For $$x > -\frac{3}{2}$$, let's pick $$x = 0$$:
$$2(0)^2 + 17(0) + 21 = 0 + 0 + 21 = 21$$
Since $$21 \not\le 0$$, this interval is not part of the solution.

**step5 State the solution set**

Based on the interval testing, the inequality $$2x^2 + 17x + 21 \le 0$$ is satisfied when $$x$$ is between -7 and $$-\frac{3}{2}$$, including the critical points themselves because the inequality includes "equal to" ($$\le$$).

Alternative answer

Answer: $-7 \le x \le -\frac{3}{2}$ Explain
This is a question about how a "U-shaped" graph behaves and where it is below the x-axis . The solving step is:

1. First, I want to find the special numbers where the expression $2x^2 + 17x + 21$ is exactly equal to zero. I can try to break down the middle part, $17x$. I need two numbers that multiply to $2 \times 21 = 42$ and add up to $17$. I know that $3$ and $14$ work because $3 \times 14 = 42$ and $3 + 14 = 17$.
So, I can rewrite the expression as $2x^2 + 3x + 14x + 21$.
Then, I can group them: $x(2x+3) + 7(2x+3)$.
This simplifies to $(x+7)(2x+3)$.
For this to be zero, either $(x+7)$ is zero or $(2x+3)$ is zero.
If $x+7=0$, then $x=-7$.
If $2x+3=0$, then $2x=-3$, so $x=-\frac{3}{2}$.
So, the two special numbers are $-7$ and $-\frac{3}{2}$.
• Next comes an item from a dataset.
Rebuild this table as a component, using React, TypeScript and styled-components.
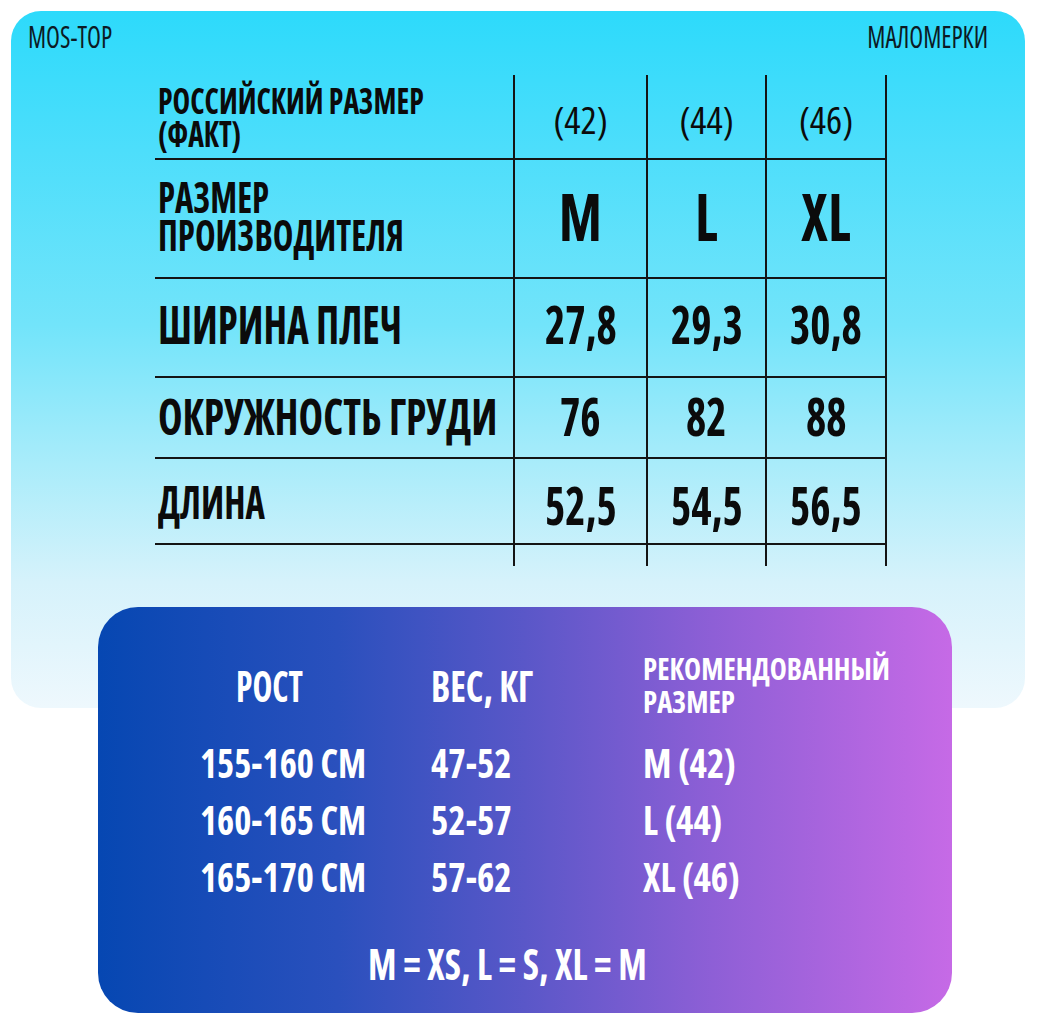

2. Next, I think about what the graph of $2x^2 + 17x + 21$ looks like. Since the number in front of $x^2$ (which is $2$) is positive, the graph is a "U" shape that opens upwards, like a happy face!

3. We want to know where this "U-shaped" graph is *less than or equal to* zero, which means we want to find where the graph is below or touching the x-axis. Since it's a "U" shape opening upwards, it will be below the x-axis in between the two points where it crosses the x-axis (which are the special numbers we found).
So, $x$ has to be between $-7$ and $-\frac{3}{2}$, including $-7$ and $-\frac{3}{2}$ because the problem says "less than or equal to".

Alternative answer

Answer: $-7 \le x \le -3/2$ Explain
This is a question about figuring out when a "U-shaped" graph goes below zero . The solving step is:

1. First, I needed to find the special points where the expression $2x^2 + 17x + 21$ is exactly zero. It's like finding where a rollercoaster track touches the ground!
2. I know how to break apart expressions like this. I broke $2x^2 + 17x + 21$ into two smaller pieces that multiply together: $(2x+3)(x+7)$.
3. For $(2x+3)(x+7)$ to be zero, one of the pieces has to be zero.
If $2x+3=0$, then $2x = -3$, so $x = -3/2$.
If $x+7=0$, then $x = -7$.
So, our special ground-level points are $x = -7$ and $x = -3/2$.
4. Next, I thought about the overall shape of the graph for $2x^2 + 17x + 21$. Since the number in front of $x^2$ is positive (it's $2$), the graph looks like a "U" that opens upwards, just like a happy face!
5. We want to know when this "happy face" graph is at or *below* the x-axis (that's what the $\le 0$ means). Since it's a U-shape opening upwards, it will be below the x-axis *between* the two points where it touches the ground.
6. So, the values of $x$ that make the expression less than or equal to zero are all the numbers between $-7$ and $-3/2$, including $-7$ and $-3/2$ themselves!